Saudis tilt towards China, amidst doubts about Biden

Karen Elliott House, writing in the The Wall Street Journal, reports that Saudi Arabia is moving away from the United States and towards Red China. “You name it, we are doing it with China,” says one senior Saudi adviser, who labels China “a strategic partner.”

To some extent, this embrace of China, powerhouse that it has become, is to be expected. The Chinese want Saudi oil. In fact, China is now Saudi Arabia’s largest trading partner because of its thirst for that oil. For its part, China sells weapons to the Saudis and invests heavily in the Kingdom’s digital infrastructure.

But Joe Biden has also contributed to the movement away from the U.S. According to House, a former managing editor of the Journal, “doubts about the Biden administration’s reliability are ubiquitous and readily expressed.”

These doubts are founded in large part on Biden administration policy.

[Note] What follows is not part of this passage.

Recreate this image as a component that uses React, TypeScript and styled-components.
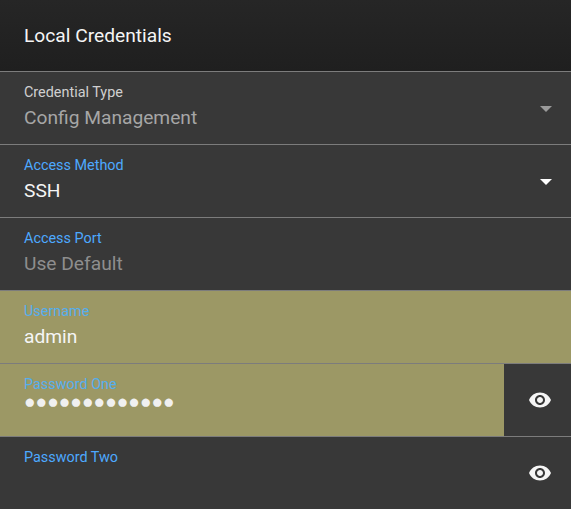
import React from "react";
import styled, { createGlobalStyle } from "styled-components";

const Global = createGlobalStyle`
  html, body { margin: 0; padding: 0; background: #363636; }
  body { font-family: Roboto, "Liberation Sans", sans-serif; }
`;

const Page = styled.div`
  width: 571px;
  height: 509px;
  overflow: hidden;
  background: #363636;
  display: flex;
  flex-direction: column;
`;

const Header = styled.header`
  height: 71px;
  flex: none;
  box-sizing: border-box;
  padding-left: 24px;
  display: flex;
  align-items: center;
  font-size: 19.2px;
  color: #f5f5f5;
  background: linear-gradient(#262626, #1f1f1f);
`;

const Row = styled.div`
  height: 73px;
  flex: none;
  box-sizing: border-box;
  border-top: 1px solid #7c7c7c;
  display: flex;
  align-items: stretch;
  background: #383838;
`;

const Field = styled.div<{ $filled?: boolean }>`
  flex: 1;
  min-width: 0;
  box-sizing: border-box;
  padding: 13px 0 0 24px;
  background: ${(p) => (p.$filled ? "#9c9865" : "transparent")};
`;

const Label = styled.label<{ $tone?: "idle" | "active" | "onFill" }>`
  display: block;
  font-size: 14.4px;
  line-height: 16px;
  color: ${(p) =>
    p.$tone === "active" ? "#4da9ff" : p.$tone === "onFill" ? "#56aeee" : "#d0d0d0"};
`;

const Value = styled.div<{ $tone?: "bright" | "muted" | "placeholder" }>`
  margin-top: 4px;
  font-size: 19.2px;
  line-height: 26px;
  color: ${(p) =>
    p.$tone === "muted" ? "#a6a6a6" : p.$tone === "placeholder" ? "#8e8e8e" : "#f5f5f5"};
`;

const Dots = styled.div`
  font-family: "Liberation Sans", sans-serif;
  font-size: 19.2px;
  line-height: 18px;
  color: #f0f0f0;
`;

const Adornment = styled.div<{ $wide?: boolean }>`
  flex: none;
  width: ${(p) => (p.$wide ? "67px" : "50px")};
  box-sizing: border-box;
  padding: ${(p) => (p.$wide ? "0" : "2px")} 19px 0 0;
  display: flex;
  align-items: center;
  justify-content: flex-end;
  background: #383838;
`;

const Caret = styled.svg<{ $muted?: boolean }>`
  width: 12px;
  height: 6px;
  fill: ${(p) => (p.$muted ? "#9a9a9a" : "#ffffff")};
`;

const Eye = styled.svg`
  width: 24px;
  height: 24px;
  fill: #f5f5f5;
`;

const CaretIcon = ({ muted }: { muted?: boolean }) => (
  <Adornment>
    <Caret $muted={muted} viewBox="0 0 12 6">
      <path d="M0 0h12L6 6z" />
    </Caret>
  </Adornment>
);

const EyeIcon = () => (
  <Adornment $wide>
    <Eye viewBox="0 0 24 24">
      <path d="M12 4.5C7 4.5 2.73 7.61 1 12c1.73 4.39 6 7.5 11 7.5s9.27-3.11 11-7.5c-1.73-4.39-6-7.5-11-7.5zM12 17c-2.76 0-5-2.24-5-5s2.24-5 5-5 5 2.24 5 5-2.24 5-5 5zm0-8c-1.66 0-3 1.34-3 3s1.34 3 3 3 3-1.34 3-3-1.34-3-3-3z" />
    </Eye>
  </Adornment>
);

export default function App() {
  return (
    <Page>
      <Global />
      <Header>Local Credentials</Header>
      <Row>
        <Field>
          <Label>Credential Type</Label>
          <Value $tone="muted">Config Management</Value>
        </Field>
        <CaretIcon muted />
      </Row>
      <Row>
        <Field>
          <Label $tone="active">Access Method</Label>
          <Value>SSH</Value>
        </Field>
        <CaretIcon />
      </Row>
      <Row>
        <Field>
          <Label $tone="active">Access Port</Label>
          <Value $tone="placeholder">Use Default</Value>
        </Field>
      </Row>
      <Row>
        <Field $filled>
          <Label $tone="onFill">Username</Label>
          <Value>admin</Value>
        </Field>
      </Row>
      <Row>
        <Field $filled>
          <Label $tone="onFill">Password One</Label>
          <Dots>●●●●●●●●●●●●●</Dots>
        </Field>
        <EyeIcon />
      </Row>
      <Row>
        <Field>
          <Label $tone="active">Password Two</Label>
        </Field>
        <EyeIcon />
      </Row>
    </Page>
  );
}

House explains:

While the Biden administration pays lip service to partnership with Saudi Arabia, actions haven’t followed. The U.S. has largely cut sales of offensive weapons to Riyadh, pulled out the defensive Patriot missiles that protect the kingdom from attack, and thus far failed to enunciate any strategy for how to confront a nuclear Iran. Saudis believe an Iranian bomb is imminent.

There also is grumbling here that the U.S. purports to want peace in Yemen but won’t act to interdict the flow of weapons from Iran to the Houthis.

(Emphasis added)

Biden’s negative approach to the Saudis is based in part, I assume, on disgust with the Kingdom’s human rights record, including the killing of the guy who sometimes wrote columns for the Washington Post, a key Biden ally. To some extent, it may also have to do with the administration’s desire to appease Iran, the Saudis’ key enemy in the region (and ours, too).

I don’t doubt that the Kingdom’s human rights record is abysmal. But, as the Trump administration understood, Saudi Arabia remains a huge player in the Middle East and a counterbalance to our sworn enemy with an awful human rights record itself — Iran.

Squandering our alliance with Saudi Arabia and driving it more firmly into China’s embrace over human rights violations is amateurism.

I also suspect that, quite apart from any policy concern, Biden simply fails to inspire confidence in the Saudis. Like any sensible nation, Saudi Arabia wants to be on the good side of the “strong horse.”

It was reasonable to view an America led by Donald Trump as such. It was always difficult to view an America led by Joe Biden that way. After the Afghanistan fiasco, it’s nearly impossible.